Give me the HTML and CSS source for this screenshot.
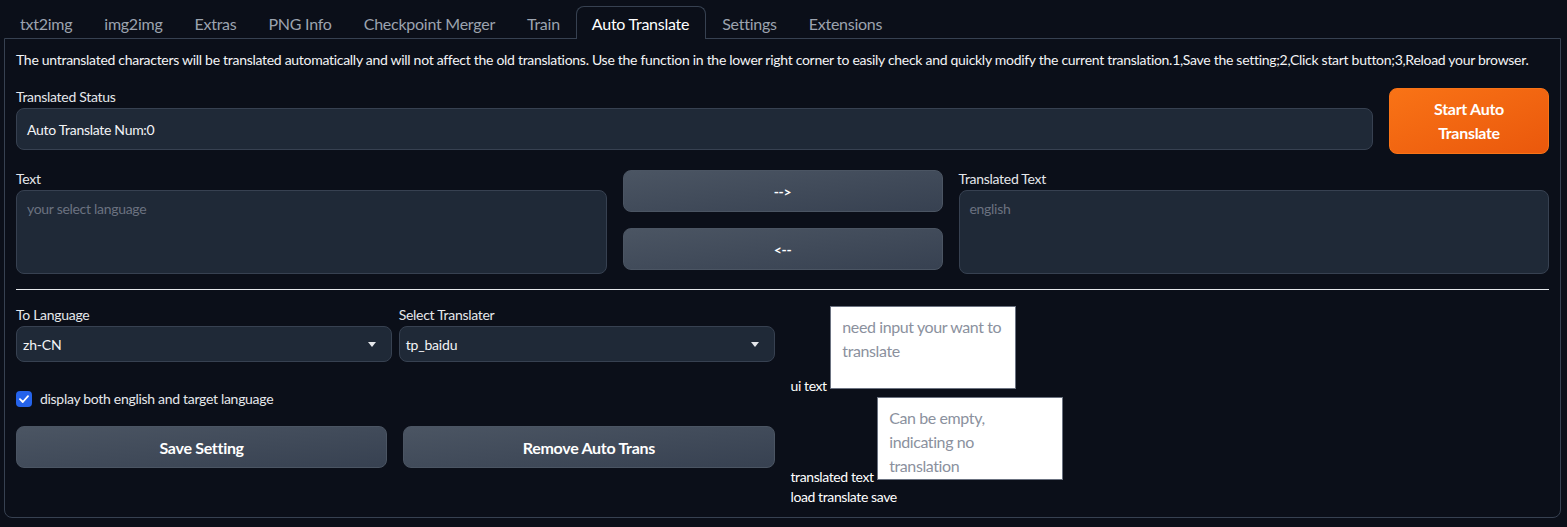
FILE: index.html
```html
<!DOCTYPE html>
<html lang="en">
<head>
<meta charset="utf-8">
<title>Auto Translate</title>
<link rel="stylesheet" href="styles.css">
</head>
<body>
<div class="app">
  <nav class="tabs">
    <button class="tab">txt2img</button>
    <button class="tab">img2img</button>
    <button class="tab">Extras</button>
    <button class="tab">PNG Info</button>
    <button class="tab">Checkpoint Merger</button>
    <button class="tab">Train</button>
    <button class="tab active">Auto Translate</button>
    <button class="tab">Settings</button>
    <button class="tab">Extensions</button>
  </nav>
  <section class="panel">
    <p class="desc">The untranslated characters will be translated automatically and will not affect the old translations. Use the function in the lower right corner to easily check and quickly modify the current translation.1,Save the setting;2,Click start button;3,Reload your browser.</p>

    <div class="row row-status">
      <div class="field grow">
        <span class="label">Translated Status</span>
        <div class="textbox">Auto Translate Num:0</div>
      </div>
      <button class="btn primary start">Start Auto<br>Translate</button>
    </div>

    <div class="row row-text">
      <div class="field side">
        <span class="label">Text</span>
        <textarea class="area" placeholder="your select language"></textarea>
      </div>
      <div class="mid">
        <button class="btn secondary arrow">--&gt;</button>
        <button class="btn secondary arrow">&lt;--</button>
      </div>
      <div class="field side">
        <span class="label">Translated Text</span>
        <textarea class="area" placeholder="english"></textarea>
      </div>
    </div>

    <hr class="sep">

    <div class="row row-settings">
      <div class="settings-left">
        <div class="dropdowns">
          <div class="field dd">
            <span class="label">To Language</span>
            <div class="select"><span>zh-CN</span><svg class="caret" width="8" height="5" viewBox="0 0 8 5"><path d="M0 0H8L4 5Z" fill="#e5e7eb"/></svg></div>
          </div>
          <div class="field dd">
            <span class="label">Select Translater</span>
            <div class="select"><span>tp_baidu</span><svg class="caret" width="8" height="5" viewBox="0 0 8 5"><path d="M0 0H8L4 5Z" fill="#e5e7eb"/></svg></div>
          </div>
        </div>
        <label class="check">
          <span class="box"><svg width="10" height="8" viewBox="0 0 10 8"><path d="M1 4.2L3.8 7 9 1.2" fill="none" stroke="#fff" stroke-width="1.8" stroke-linecap="round" stroke-linejoin="round"/></svg></span>
          display both english and target language
        </label>
        <div class="actions">
          <button class="btn secondary big">Save Setting</button>
          <button class="btn secondary big">Remove Auto Trans</button>
        </div>
      </div>
      <div class="settings-right">
        <span class="raw-label">ui text</span> <textarea class="raw" placeholder="need input your want to&#10;translate"></textarea><br>
        <span class="raw-label">translated text</span> <textarea class="raw" placeholder="Can be empty,&#10;indicating no&#10;translation"></textarea><br>
        <span class="raw-label">load translate save</span>
      </div>
    </div>
  </section>
</div>
</body>
</html>
```

FILE: styles.css
```css
* { box-sizing: border-box; }

html, body {
  margin: 0;
  padding: 0;
  background: #0b0f19;
}

body {
  font-family: Lato, "Noto Sans", "Liberation Sans", sans-serif;
  color: #e5e7eb;
  font-size: 14px;
}

.app {
  padding: 6px 6px 0 4px;
}

.tabs {
  display: flex;
  margin-bottom: -1px;
}

.tab {
  position: relative;
  height: 33px;
  padding: 0 15px;
  border: 1px solid transparent;
  border-bottom: none;
  border-radius: 8px 8px 0 0;
  background: transparent;
  color: #9ca3af;
  font-family: inherit;
  font-size: 16px;
  letter-spacing: -0.25px;
  cursor: pointer;
}

.tab.active {
  z-index: 1;
  padding: 0 16px 0 15px;
  border-color: #374151;
  background: #0b0f19;
  color: #ffffff;
}

.panel {
  border: 1px solid #374151;
  border-radius: 0 0 8px 8px;
  padding: 11px 11px 10px 11px;
}

.desc {
  margin: 0;
  line-height: 20px;
  font-size: 14px;
  letter-spacing: -0.29px;
  color: #f3f4f6;
  white-space: nowrap;
}

.row {
  display: flex;
  gap: 16px;
}

.row-status {
  margin-top: 17px;
  align-items: flex-start;
}

.field {
  display: flex;
  flex-direction: column;
}

.grow { flex: 1; }

.label {
  display: block;
  line-height: 20px;
  margin-bottom: 1px;
  font-size: 14px;
  letter-spacing: -0.3px;
  color: #e5e7eb;
}

.textbox {
  height: 42px;
  padding: 0 10px;
  display: flex;
  align-items: center;
  background: #1f2937;
  border: 1px solid #374151;
  border-radius: 8px;
  color: #f3f4f6;
  letter-spacing: -0.3px;
}

.btn {
  font-family: inherit;
  font-weight: 700;
  color: #ffffff;
  border-radius: 8px;
  cursor: pointer;
  letter-spacing: -0.3px;
}

.primary {
  background: linear-gradient(to bottom right, #f97316, #ea580c);
  border: 1px solid #f97316;
}

.secondary {
  background: linear-gradient(to bottom right, #4b5563, #374151);
  border: 1px solid #4b5563;
}

.start {
  width: 160px;
  height: 66px;
  margin-top: 1px;
  font-size: 16px;
  line-height: 24px;
}

.row-text {
  margin-top: 15px;
}

.side {
  flex: 1;
}

.area {
  display: block;
  height: 84px;
  resize: none;
  padding: 9px 10px;
  background: #1f2937;
  border: 1px solid #374151;
  border-radius: 8px;
  font-family: inherit;
  font-size: 14px;
  letter-spacing: -0.3px;
  color: #f3f4f6;
  outline: none;
}

.area::placeholder { color: #6b7280; }

.mid {
  width: 320px;
  display: flex;
  flex-direction: column;
  gap: 16px;
  padding-top: 1px;
}

.arrow {
  height: 42px;
  font-size: 14px;
}

.sep {
  margin: 15px 0 0 0;
  border: none;
  border-top: 1px solid #e5e7eb;
  height: 0;
}

.row-settings {
  margin-top: 15px;
  align-items: flex-start;
}

.settings-left {
  flex: 1;
}

.settings-right {
  flex: 1;
  line-height: 20px;
  font-size: 14px;
}

.dropdowns {
  display: flex;
  gap: 7px;
}

.dd { flex: 1; }

.select {
  height: 36px;
  padding: 0 15px 0 6px;
  display: flex;
  align-items: center;
  justify-content: space-between;
  background: #1f2937;
  border: 1px solid #374151;
  border-radius: 8px;
  color: #f3f4f6;
  font-size: 14px;
  letter-spacing: -0.2px;
}

.check {
  display: flex;
  align-items: center;
  gap: 8px;
  margin-top: 27px;
  line-height: 20px;
  letter-spacing: -0.3px;
  color: #e5e7eb;
}

.box {
  width: 16px;
  height: 16px;
  border-radius: 4px;
  background: #2563eb;
  display: flex;
  align-items: center;
  justify-content: center;
}

.actions {
  display: flex;
  gap: 16px;
  margin-top: 17px;
}

.big {
  flex: 1;
  height: 42px;
  font-size: 16px;
}

.raw-label {
  color: #ffffff;
  letter-spacing: -0.4px;
}

.raw {
  display: inline-block;
  vertical-align: baseline;
  width: 186px;
  height: 83px;
  margin: 1px 0 2px 0;
  padding: 8px 11px;
  resize: none;
  background: #ffffff;
  border: 1px solid #6b7280;
  border-radius: 0;
  font-family: inherit;
  font-size: 16px;
  line-height: 24px;
  letter-spacing: -0.4px;
  outline: none;
  overflow: hidden;
}

.raw::placeholder { color: #8b919e; }
```
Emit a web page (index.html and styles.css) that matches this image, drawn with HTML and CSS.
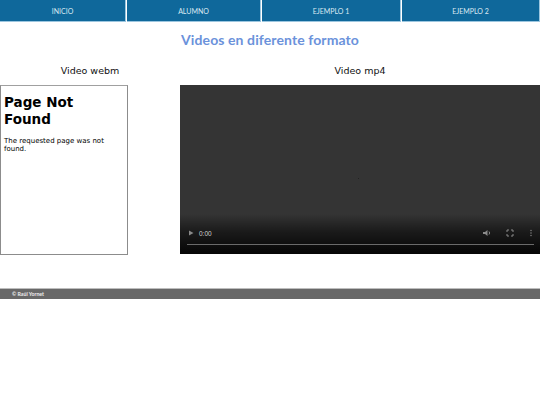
FILE: index.html
```html
<!DOCTYPE html>
<html lang="es">
<head>
<meta charset="utf-8">
<title>Videos</title>
<link rel="stylesheet" href="styles.css">
</head>
<body>
<nav class="nav">
  <a class="nav-item w1">INICIO</a>
  <a class="nav-item w2">ALUMNO</a>
  <a class="nav-item w3">EJEMPLO 1</a>
  <a class="nav-item w4">EJEMPLO 2</a>
</nav>
<h1 class="title">Videos en diferente formato</h1>
<main class="videos">
  <section class="col col-left">
    <h2 class="col-title">Video webm</h2>
    <div class="frame">
      <h3 class="nf-title">Page Not Found</h3>
      <p class="nf-text">The requested page was not found.</p>
    </div>
  </section>
  <section class="col col-right">
    <h2 class="col-title">Video mp4</h2>
    <div class="player">
      <span class="dot"></span>
      <div class="controls">
        <div class="ctrl-row">
          <svg class="ic" width="8" height="8" viewBox="0 0 8 8"><path d="M2 1.5 L6.5 4 L2 6.5 Z" fill="#8a8a8a"/></svg>
          <span class="time">0:00</span>
          <span class="spacer"></span>
          <svg class="ic" width="10" height="8" viewBox="0 0 10 8"><path d="M1 3 H3 L5.5 1 V7 L3 5 H1 Z" fill="#8a8a8a"/><path d="M7 2.5 Q8.3 4 7 5.5" stroke="#8a8a8a" fill="none" stroke-width="1"/></svg>
          <svg class="ic" width="8" height="8" viewBox="0 0 8 8"><path d="M1 3 V1 H3 M5 1 H7 V3 M7 5 V7 H5 M3 7 H1 V5" stroke="#8a8a8a" fill="none" stroke-width="1"/></svg>
          <svg class="ic" width="6" height="8" viewBox="0 0 6 8"><circle cx="3" cy="1.5" r="0.7" fill="#8a8a8a"/><circle cx="3" cy="4" r="0.7" fill="#8a8a8a"/><circle cx="3" cy="6.5" r="0.7" fill="#8a8a8a"/></svg>
        </div>
        <div class="track"></div>
      </div>
    </div>
  </section>
</main>
<footer class="footer">© Raúl Yornet</footer>
</body>
</html>
```
FILE: styles.css
```css
html, body {
  margin: 0;
  padding: 0;
  background: #ffffff;
}
body {
  font-family: Lato, "Liberation Sans", sans-serif;
  width: 540px;
}
.nav {
  display: flex;
  gap: 1px;
  height: 22px;
  background: #ffffff;
}
.nav-item {
  display: flex;
  align-items: center;
  justify-content: center;
  background: #0f689b;
  color: #dbe8f2;
  font-size: 7px;
  border-right: 1px solid #9cc6df;
  border-bottom: 1px solid #9cc6df;
  box-sizing: border-box;
  height: 22px;
}
.w1 { width: 126px; }
.w2 { width: 134px; }
.w3 { width: 139px; }
.w4 { width: 137px; flex: 1; }
.title {
  margin: 10px 0 0;
  text-align: center;
  font-size: 14px;
  font-weight: 700;
  color: #6b92db;
  height: 16px;
  line-height: 16px;
  letter-spacing: 0.1px;
}
.videos {
  display: flex;
  margin-top: 17px;
}
.col-title {
  margin: 0;
  text-align: center;
  font-family: "DejaVu Sans", Verdana, sans-serif;
  font-weight: 400;
  font-size: 9.5px;
  color: #111;
  height: 20px;
  line-height: 12px;
}
.col-left {
  width: 180px;
}
.col-right {
  width: 360px;
}
.frame {
  width: 128px;
  height: 170px;
  box-sizing: border-box;
  border: 1px solid #8c8c8c;
  border-top-color: #a0a0a0;
  padding: 0 3px;
  font-family: "DejaVu Sans", Verdana, sans-serif;
  color: #000;
}
.nf-title {
  margin: 8px 0 0;
  font-size: 13.5px;
  line-height: 16.5px;
  font-weight: 700;
}
.nf-text {
  margin: 10px 0 0;
  font-family: "DejaVu Sans", Verdana, sans-serif;
  font-size: 7px;
  line-height: 8px;
  color: #000;
}
.player {
  position: relative;
  width: 360px;
  height: 169px;
  background: #343434;
}
.dot {
  position: absolute;
  left: 178px;
  top: 93px;
  width: 1px;
  height: 1px;
  background: #222;
}
.controls {
  position: absolute;
  left: 0;
  right: 0;
  bottom: 0;
  height: 40px;
  background: linear-gradient(to bottom, rgba(0,0,0,0) 0%, rgba(0,0,0,0.5) 45%, rgba(0,0,0,0.9) 100%);
  display: flex;
  flex-direction: column;
  justify-content: flex-end;
  padding: 0 6px 9px 7px;
  box-sizing: border-box;
}
.ctrl-row {
  display: flex;
  align-items: center;
  gap: 6px;
  height: 10px;
  margin-bottom: 6px;
}
.time {
  font-family: "Liberation Sans", Arial, sans-serif;
  font-size: 6.5px;
  color: #cfcfcf;
  margin-left: -2px;
}
.spacer { flex: 1; }
.ic { display: block; }
.ic + .ic { margin-left: 8px; }
.track {
  height: 1px;
  background: #6a6a6a;
}
.footer {
  margin-top: 33px;
  height: 10px;
  background: #686868;
  border-top: 1px solid #bdbdbd;
  color: #ededed;
  font-size: 5.2px;
  font-weight: 700;
  line-height: 10px;
  padding-left: 12px;
}
```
□ □ □ □
_Work required_: All lines above containing the string "this" are to be collected.

_Solution_:
Give me the HTML and CSS source for this screenshot.
Emit a web page (index.html and styles.css) that matches this image, drawn with HTML and CSS.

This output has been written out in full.